Venture capital funding for startups declined by 72 per cent this year compared to last year as the turbulence in the sector made investors skittish, severely hitting late-stage fundraising. Indian new-age companies picked up $7.5 billion across all stages as of December 15 this year compared with $25 billion, according to data from Venture Intelligence. 

The funding for late and growth-stage startups slowed as private market investors became selective in their approach. The fall in funding this year is largely attributed to sluggish late-stage deals (Series D and above), which more than halved to $3.5 billion from $11.70 billion in 2022. 

The number of late-stage funding deals also fell to 56 from 122 in 2022, the data showed.  

Meanwhile, early-stage funding deals (seed and Series A rounds) slowed down. The amount invested by VCs in seed and Series A rounds this year moved up to $1.99 billion, a 65 per cent increase from $5.40 billion in 2022. The number of deals declined to almost half to 414 rounds from 871 rounds in the year-ago period. 

Growth-stage funding rounds (Series B and Series C) declined to $1.9 billion through 99 deals, compared with $6.84 billion from 230 deals in 2022. 

The average deal size also saw a dip. In late-stage deals (Series D and above) the average deal size declined i.e., in Series D, the average deal size stood at $50 million in 2023 as compared to $64 million in 2022, while Series F, the average deal size almost halved to $54 million as compared to $138 million in 2022. 

“In 2023, the venture capital scene in India underwent a recalibration, focusing on sustainable investments with total funding of about $7-10 billion. This trend reflects a shift towards more cautious and value-driven investments. Looking ahead to 2024, I’m optimistic about a resurgence in startup investments, especially for businesses with strong fundamentals. Improving global economic conditions is likely to positively impact India’s venture capital market, setting the stage for prudent yet promising investment opportunities,” said Anirudh A Damani, Director, Artha Group. 

The data also showed that though top startup hubs like Bengaluru, Delhi-NCR and Mumbai continued to lead in terms of funding, the relatively smaller centres such as Chennai, Hyderabad and Pune recorded a growth in funding. Bangaluru saw 219 funding rounds raising $3 billion in funding, while Delhi-NCR saw 117 round raising $1.8 billion. 

About a dozen founders and investors told businessline that fundraising activity will pick up in the first half of 2024, with new-age companies exploring funding channels only toward the second half. 

In terms of the most active investors, Peak XV topped the charts with 40 deals during the year. Some of its major bets were on wealth and asset management firm Neo, spacetech company Digantara, and others. 

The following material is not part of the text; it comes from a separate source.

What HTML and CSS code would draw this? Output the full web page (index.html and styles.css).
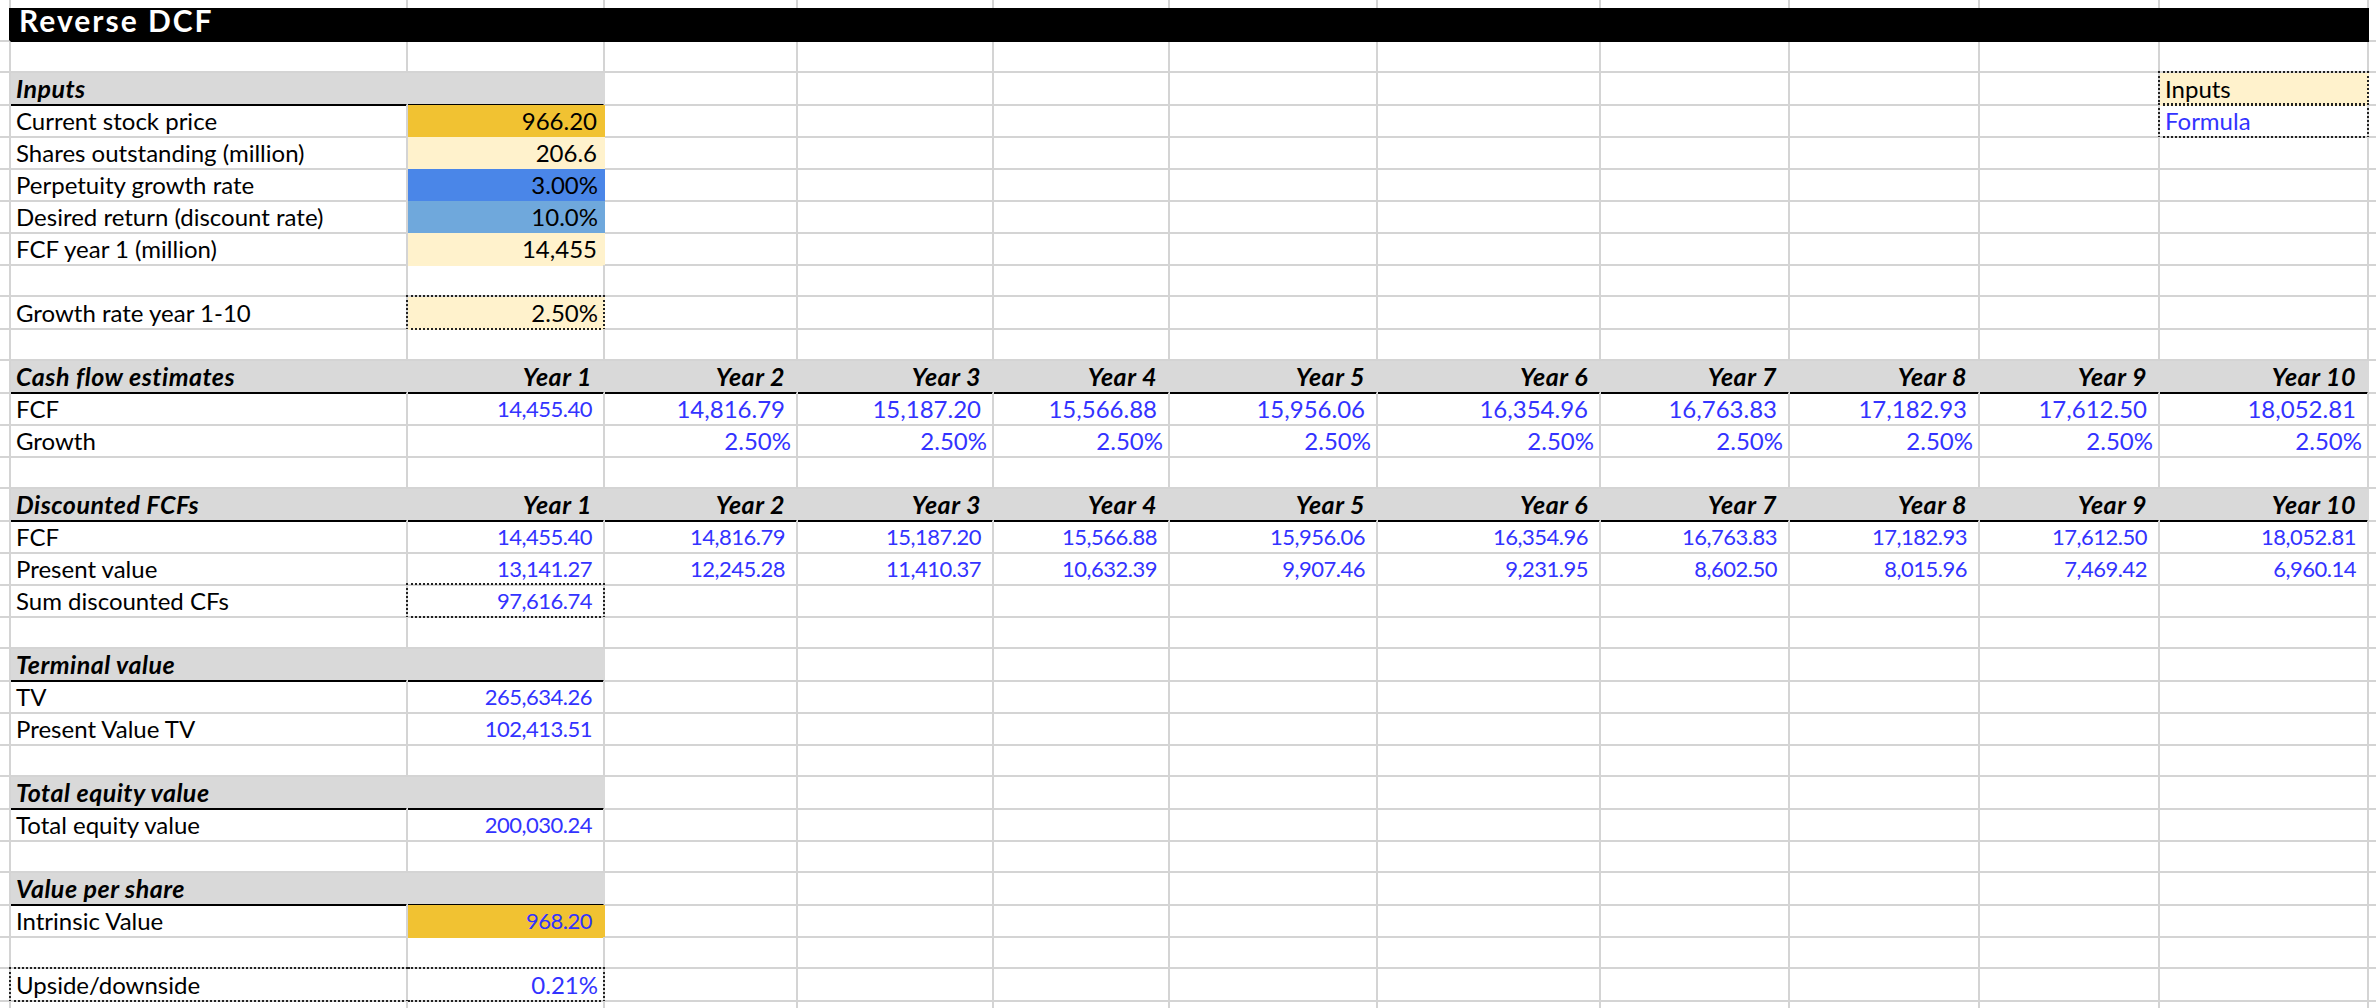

However, this is significantly lower than the 75 cheques it wrote last year. Blume Ventures and Accel India signed 28 and 21 deals each in 2023. 

This year, a total of 569 funding rounds were raised, a 53 per cent drop from 1,224 rounds in 2022. Further, only 17 rounds exceeded the $100 million funding figure in 2023, down from 55 in the same period last year—a 69 per cent decrease. 

Focus sectors 

The ecommerce, enterprise and fintech sectors ruled the roost in 2023, raising $2.57 billion $1.65 billion and $1.2 billion, respectively. However, in line with the broader trend, this was significantly lower than last year’s numbers, when these two sectors raised $5.36 billion, $5.29 billion and $5.3 billion, respectively. 

Lenskart, PhonePe, Perfios, and Zepto are some of the top-funded companies in 2023, according to data. 

In 2023, only two unicorns were created -- Incred and Zepto as against 23 in the previous year. 

Exit strategy 

The other aspect that will be important while writing cheques moving forward will be the public market acceptability of a company, investors said. 

IPO numbers did not see a major drop this year with 18 tech companies going public in 2023 till date as compared to 19 in 2022. Ideaforge, Yatra and IKIO Lighting are some of the notable tech IPOs of 2023. 

As per Venture Intelligence data, 112 M&A deals happened in 2023 compared to 219 such deals in 2021. However, deal values for only 21 deals were announced this year, against 62 deals last year. For those deals where values were made public, 2023 recorded M&A deal values of $930 million, compared to $2.7 billion last year. 

“Reflecting on 2023, India’s tech landscape faced a wake-up call, prompting a seismic shift. The disruptions were more than mere ripples; they indicated a tidal change, sparking a collective realignment in our ecosystem. This transformation impelled a reevaluation of strategies and approaches across the board,” said Sheetal Bahl, Partner, Merak Ventures.  

“As we step into 2024, the lessons of 2023 resonate. The funding landscape bears the marks of this recalibration, showcasing a renewed dynamism. The present investment climate gleams with potential, and strategic investments in promising ventures are on the horizon. The venture capital sphere is poised for recalibration, with a focus on strategically sized investments, aligning with the evolving landscape,” Bahl added.